Skip any picture you find and retype all the remaining lines exactly.

[Begin]

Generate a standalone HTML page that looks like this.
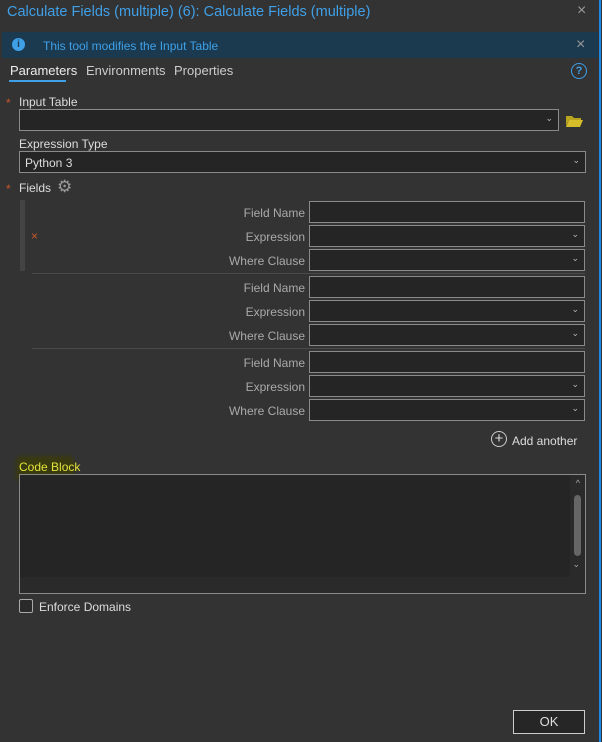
<!DOCTYPE html>
<html><head><style>
body{margin:0;width:602px;height:742px;background:#333;font-family:"Liberation Sans",sans-serif;font-size:12px;color:#ddd;position:relative;overflow:hidden}
.a{position:absolute}
.box{position:absolute;background:#252525;border:1px solid #8a8a8a;box-sizing:border-box}
.lbl{position:absolute;color:#aaa;text-align:right;width:120px;font-size:12px}
.dd{position:absolute;right:5px;top:3px;color:#bbb;font-size:9px}
</style></head><body>
<div class="a" style="left:599px;top:0;width:2px;height:742px;background:#1e88e5"></div>
<div class="a" style="left:7px;top:4px;font-size:14.5px;color:#3fa0e8">Calculate Fields (multiple) (6): Calculate Fields (multiple)</div>
<div class="a" style="left:577px;top:2px;font-size:16px;color:#999">×</div>
<div class="a" style="left:2px;top:32px;width:596px;height:26px;background:#1b3a4f"></div>
<div class="a" style="left:12px;top:38px;width:13px;height:13px;border-radius:50%;background:#3fa0e8;color:#1b3a4f;font-size:10px;font-weight:bold;text-align:center;line-height:13px">i</div>
<div class="a" style="left:43px;top:39px;color:#3fa0e8">This tool modifies the Input Table</div>
<div class="a" style="left:576px;top:36px;font-size:16px;color:#999">×</div>
<div class="a" style="left:10px;top:63px;font-size:13px;color:#eee">Parameters</div>
<div class="a" style="left:9px;top:80px;width:57px;height:2px;background:#3fa0e8"></div>
<div class="a" style="left:86px;top:63px;font-size:13px;color:#ccc">Environments</div>
<div class="a" style="left:174px;top:63px;font-size:13px;color:#ccc">Properties</div>
<div class="a" style="left:571px;top:63px;width:14px;height:14px;border:1.5px solid #3fa0e8;border-radius:50%;color:#3fa0e8;font-size:11px;text-align:center;line-height:14px;font-weight:bold">?</div>
<div class="a" style="left:6px;top:96px;color:#c8572a">*</div>
<div class="a" style="left:19px;top:95px">Input Table</div>
<div class="box" style="left:19px;top:109px;width:540px;height:22px"><span class="dd">⌄</span></div>
<svg class="a" style="left:566px;top:114px" width="17" height="13"><path d="M0 2h6l2 2h7v2H3L0 12z" fill="#b9a41e"/><path d="M3 6h14l-3 7H0z" fill="#d6bd2a"/></svg>
<div class="a" style="left:19px;top:137px">Expression Type</div>
<div class="box" style="left:19px;top:151px;width:567px;height:22px"><span class="a" style="left:5px;top:4px;color:#ddd">Python 3</span><span class="dd">⌄</span></div>
<div class="a" style="left:6px;top:182px;color:#c8572a">*</div>
<div class="a" style="left:19px;top:181px">Fields</div>
<div class="a" style="left:57px;top:177px;font-size:17px;color:#999">⚙</div>
<div class="a" style="left:20px;top:200px;width:5px;height:71px;background:#444"></div>
<div class="a" style="left:31px;top:229px;color:#c8572a;font-size:12px">×</div>

<div class="lbl" style="left:185px;top:206px">Field Name</div><div class="box" style="left:309px;top:201px;width:276px;height:22px"></div>
<div class="lbl" style="left:185px;top:230px">Expression</div><div class="box" style="left:309px;top:225px;width:276px;height:22px"><span class="dd">⌄</span></div>
<div class="lbl" style="left:185px;top:254px">Where Clause</div><div class="box" style="left:309px;top:249px;width:276px;height:22px"><span class="dd">⌄</span></div>
<div class="a" style="left:32px;top:273px;width:553px;height:1px;background:#4a4a4a"></div>
<div class="lbl" style="left:185px;top:281px">Field Name</div><div class="box" style="left:309px;top:276px;width:276px;height:22px"></div>
<div class="lbl" style="left:185px;top:305px">Expression</div><div class="box" style="left:309px;top:300px;width:276px;height:22px"><span class="dd">⌄</span></div>
<div class="lbl" style="left:185px;top:329px">Where Clause</div><div class="box" style="left:309px;top:324px;width:276px;height:22px"><span class="dd">⌄</span></div>
<div class="a" style="left:32px;top:348px;width:553px;height:1px;background:#4a4a4a"></div>
<div class="lbl" style="left:185px;top:356px">Field Name</div><div class="box" style="left:309px;top:351px;width:276px;height:22px"></div>
<div class="lbl" style="left:185px;top:380px">Expression</div><div class="box" style="left:309px;top:375px;width:276px;height:22px"><span class="dd">⌄</span></div>
<div class="lbl" style="left:185px;top:404px">Where Clause</div><div class="box" style="left:309px;top:399px;width:276px;height:22px"><span class="dd">⌄</span></div>

<div class="a" style="left:491px;top:431px;width:14px;height:14px;border:1px solid #ccc;border-radius:50%;text-align:center;line-height:14px;font-size:15px;color:#ddd">+</div>
<div class="a" style="left:512px;top:434px;font-size:12px;color:#ddd">Add another</div>
<div class="a" style="left:16px;top:456px;width:58px;height:26px;background:#3a3a10;border-radius:6px;filter:blur(2px)"></div>
<div class="a" style="left:19px;top:460px;color:#e4e43a">Code Block</div>
<div class="box" style="left:19px;top:474px;width:567px;height:120px">
<div class="a" style="right:0;top:0;width:15px;height:118px;background:#2a2a2a"></div>
<div class="a" style="left:0;top:102px;width:551px;height:16px;background:#2a2a2a"></div>
<div class="a" style="right:4px;top:20px;width:7px;height:61px;background:#666;border-radius:4px"></div>
<div class="a" style="right:5px;top:3px;color:#aaa;font-size:9px">^</div>
<div class="a" style="right:5px;top:84px;color:#aaa;font-size:9px">⌄</div>
</div>
<div class="a" style="left:19px;top:599px;width:12px;height:12px;border:1px solid #aaa;border-radius:2px;background:#2a2a2a"></div>
<div class="a" style="left:39px;top:600px">Enforce Domains</div>
<div class="a" style="left:513px;top:710px;width:72px;height:24px;border:1px solid #ccc;box-sizing:border-box;background:#262626;text-align:center;line-height:22px;font-size:13px;color:#ddd">OK</div>
</body></html>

[End]

§ **REPLY TO THE TASK**:
Generate a standalone HTML page that looks like this.
<!DOCTYPE html>
<html><head><style>
body{margin:0;width:602px;height:742px;background:#333;font-family:"Liberation Sans",sans-serif;font-size:12px;color:#ddd;position:relative;overflow:hidden}
.a{position:absolute}
.box{position:absolute;background:#252525;border:1px solid #8a8a8a;box-sizing:border-box}
.lbl{position:absolute;color:#aaa;text-align:right;width:120px;font-size:12px}
.dd{position:absolute;right:5px;top:3px;color:#bbb;font-size:9px}
</style></head><body>
<div class="a" style="left:599px;top:0;width:2px;height:742px;background:#1e88e5"></div>
<div class="a" style="left:7px;top:4px;font-size:14.5px;color:#3fa0e8">Calculate Fields (multiple) (6): Calculate Fields (multiple)</div>
<div class="a" style="left:577px;top:2px;font-size:16px;color:#999">×</div>
<div class="a" style="left:2px;top:32px;width:596px;height:26px;background:#1b3a4f"></div>
<div class="a" style="left:12px;top:38px;width:13px;height:13px;border-radius:50%;background:#3fa0e8;color:#1b3a4f;font-size:10px;font-weight:bold;text-align:center;line-height:13px">i</div>
<div class="a" style="left:43px;top:39px;color:#3fa0e8">This tool modifies the Input Table</div>
<div class="a" style="left:576px;top:36px;font-size:16px;color:#999">×</div>
<div class="a" style="left:10px;top:63px;font-size:13px;color:#eee">Parameters</div>
<div class="a" style="left:9px;top:80px;width:57px;height:2px;background:#3fa0e8"></div>
<div class="a" style="left:86px;top:63px;font-size:13px;color:#ccc">Environments</div>
<div class="a" style="left:174px;top:63px;font-size:13px;color:#ccc">Properties</div>
<div class="a" style="left:571px;top:63px;width:14px;height:14px;border:1.5px solid #3fa0e8;border-radius:50%;color:#3fa0e8;font-size:11px;text-align:center;line-height:14px;font-weight:bold">?</div>
<div class="a" style="left:6px;top:96px;color:#c8572a">*</div>
<div class="a" style="left:19px;top:95px">Input Table</div>
<div class="box" style="left:19px;top:109px;width:540px;height:22px"><span class="dd">⌄</span></div>
<svg class="a" style="left:566px;top:114px" width="17" height="13"><path d="M0 2h6l2 2h7v2H3L0 12z" fill="#b9a41e"/><path d="M3 6h14l-3 7H0z" fill="#d6bd2a"/></svg>
<div class="a" style="left:19px;top:137px">Expression Type</div>
<div class="box" style="left:19px;top:151px;width:567px;height:22px"><span class="a" style="left:5px;top:4px;color:#ddd">Python 3</span><span class="dd">⌄</span></div>
<div class="a" style="left:6px;top:182px;color:#c8572a">*</div>
<div class="a" style="left:19px;top:181px">Fields</div>
<div class="a" style="left:57px;top:177px;font-size:17px;color:#999">⚙</div>
<div class="a" style="left:20px;top:200px;width:5px;height:71px;background:#444"></div>
<div class="a" style="left:31px;top:229px;color:#c8572a;font-size:12px">×</div>

<div class="lbl" style="left:185px;top:206px">Field Name</div><div class="box" style="left:309px;top:201px;width:276px;height:22px"></div>
<div class="lbl" style="left:185px;top:230px">Expression</div><div class="box" style="left:309px;top:225px;width:276px;height:22px"><span class="dd">⌄</span></div>
<div class="lbl" style="left:185px;top:254px">Where Clause</div><div class="box" style="left:309px;top:249px;width:276px;height:22px"><span class="dd">⌄</span></div>
<div class="a" style="left:32px;top:273px;width:553px;height:1px;background:#4a4a4a"></div>
<div class="lbl" style="left:185px;top:281px">Field Name</div><div class="box" style="left:309px;top:276px;width:276px;height:22px"></div>
<div class="lbl" style="left:185px;top:305px">Expression</div><div class="box" style="left:309px;top:300px;width:276px;height:22px"><span class="dd">⌄</span></div>
<div class="lbl" style="left:185px;top:329px">Where Clause</div><div class="box" style="left:309px;top:324px;width:276px;height:22px"><span class="dd">⌄</span></div>
<div class="a" style="left:32px;top:348px;width:553px;height:1px;background:#4a4a4a"></div>
<div class="lbl" style="left:185px;top:356px">Field Name</div><div class="box" style="left:309px;top:351px;width:276px;height:22px"></div>
<div class="lbl" style="left:185px;top:380px">Expression</div><div class="box" style="left:309px;top:375px;width:276px;height:22px"><span class="dd">⌄</span></div>
<div class="lbl" style="left:185px;top:404px">Where Clause</div><div class="box" style="left:309px;top:399px;width:276px;height:22px"><span class="dd">⌄</span></div>

<div class="a" style="left:491px;top:431px;width:14px;height:14px;border:1px solid #ccc;border-radius:50%;text-align:center;line-height:14px;font-size:15px;color:#ddd">+</div>
<div class="a" style="left:512px;top:434px;font-size:12px;color:#ddd">Add another</div>
<div class="a" style="left:16px;top:456px;width:58px;height:26px;background:#3a3a10;border-radius:6px;filter:blur(2px)"></div>
<div class="a" style="left:19px;top:460px;color:#e4e43a">Code Block</div>
<div class="box" style="left:19px;top:474px;width:567px;height:120px">
<div class="a" style="right:0;top:0;width:15px;height:118px;background:#2a2a2a"></div>
<div class="a" style="left:0;top:102px;width:551px;height:16px;background:#2a2a2a"></div>
<div class="a" style="right:4px;top:20px;width:7px;height:61px;background:#666;border-radius:4px"></div>
<div class="a" style="right:5px;top:3px;color:#aaa;font-size:9px">^</div>
<div class="a" style="right:5px;top:84px;color:#aaa;font-size:9px">⌄</div>
</div>
<div class="a" style="left:19px;top:599px;width:12px;height:12px;border:1px solid #aaa;border-radius:2px;background:#2a2a2a"></div>
<div class="a" style="left:39px;top:600px">Enforce Domains</div>
<div class="a" style="left:513px;top:710px;width:72px;height:24px;border:1px solid #ccc;box-sizing:border-box;background:#262626;text-align:center;line-height:22px;font-size:13px;color:#ddd">OK</div>
</body></html>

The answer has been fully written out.